Pada 1961 pemerintah Iran memberhentikan direktur pertama badan tersebut, Jenderal Teymur Bakhtiar yang menjadi pembangkang politik. Jenderal Hassan Pakravan kemudian dipilih menjadi pengganti Bakhtiar. Selama menjabat, Pakravan diketahui memiliki kedekatan dengan pelopor revolusi Iran, Ayatollah Khomeini. Pakravan bahkan pernah mencegah eksekusi Khomeini dengan alasan bahwa hal itu akan "membuat marah rakyat Iran". Namun, setelah Revolusi Iran, Pakravan termasuk pejabat Shah pertama yang dieksekusi oleh rezim Khomeini.

Advertising
Advertising

Pakravan digantikan pada 1966 oleh Jenderal Nematollah Nassiri, dinas tersebut direorganisasi dan menjadi semakin aktif dalam menghadapi meningkatnya militansi dan kerusuhan politik sayap kiri.

SAVAK mulai dikenal atas kebrutalannya setelah peristiwa serangan terhadap pos Gendarmerie di Ddesa Siahkal di Kaspia oleh sekelompok kecil kaum Marxis bersenjata pada Februari 1971. Kelompok Marxis itu dilaporkan telah menyiksa sampai mati seorang ulama Syiah, Ayatollah Muhammad Reza Sa'idi pada 1970. Menurut sejarawan politik Iran Ervand Abrahamian dalam bukunya berjudul Tortured Confessions: Prisons and Public Recantations in Modern Iran, setelah serangan tersebut interogator SAVAK dikirim ke luar negeri untuk "pelatihan ilmiah guna mencegah kematian yang tidak diinginkan akibat 'kekerasan'.
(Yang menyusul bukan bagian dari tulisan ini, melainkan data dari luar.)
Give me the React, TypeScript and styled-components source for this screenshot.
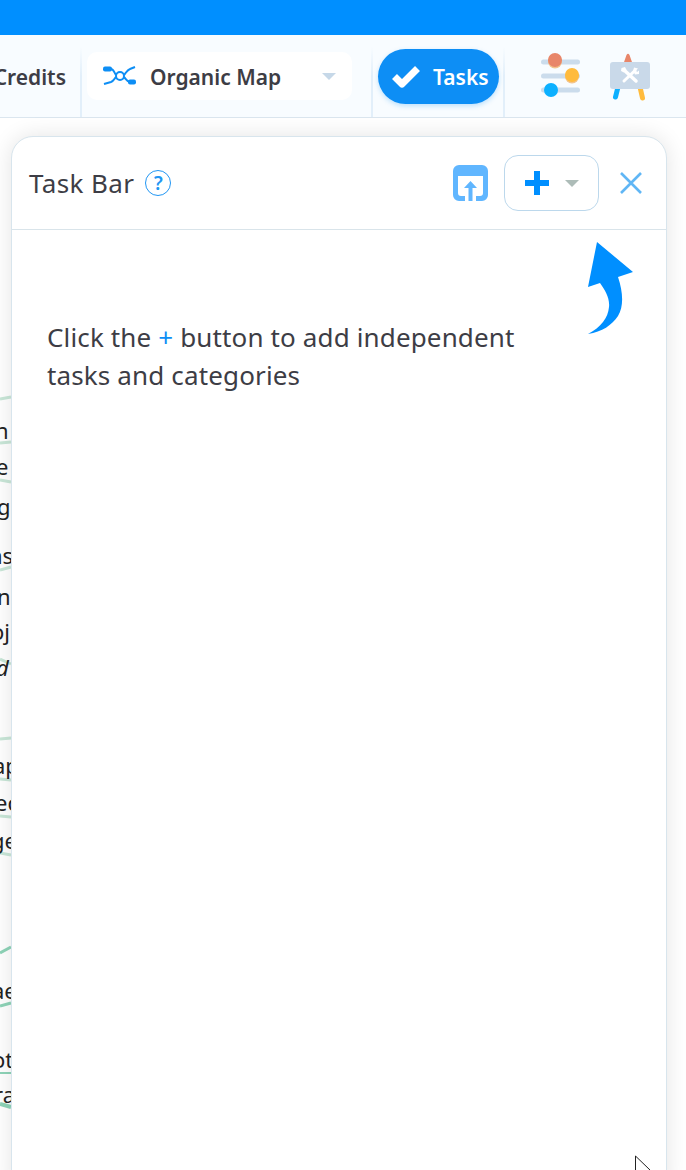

Abrahamian memperkirakan bahwa SAVAK berserta polisi dan militer membunuh 368 gerilyawan termasuk pimpinan organisasi gerilya kota besar seperti Hamid Ashraf antara 1971–1977 dan mengeksekusi hingga 100 orang tahanan politik antara 1971 dan 1979. Ini disebut sebagai era paling kejam dalam eksistensi SAVAK.

Pada akhir 1975, dua puluh dua penyair, novelis, profesor, sutradara teater, dan kreator film terkemuka dipenjara karena mengkritik rezim. Dan banyak lainnya yang diserang secara fisik karena menolak bekerja sama dengan pihak berwenang.

Represi ini melunak berkat publisitas dan pengawasan yang dilakukan oleh banyak organisasi internasional dan surat kabar asing. Presiden Amerika Serikat ketika itu, Jimmy Carter, mengangkat isu hak asasi manusia di Iran. Kondisi penjara dalam semalam berubah. Narapidana menjuluki ini sebagai awal "jimmykrasy".

Selama bertahun-tahun, jumlah personil SAVAK telah menjadi bahan perdebatan banyak sejarawan dan peneliti. Mengingat bahwa Iran tidak pernah mengungkapkan data mengenai jumlah personil badan rahasia tersebut banyak sejarawan memberikan angka yang beragam mulai dari 6.000, 20.000, 30.000, hingga 60.000 orang. Dalam salah satu wawancaranya, pada 4 Februari 1974, Shah menyatakan tidak mengetahui jumlah pasti personil SAVAK. Namun, dia memperkirakan jumlah totalnya kurang dari 2.000 orang.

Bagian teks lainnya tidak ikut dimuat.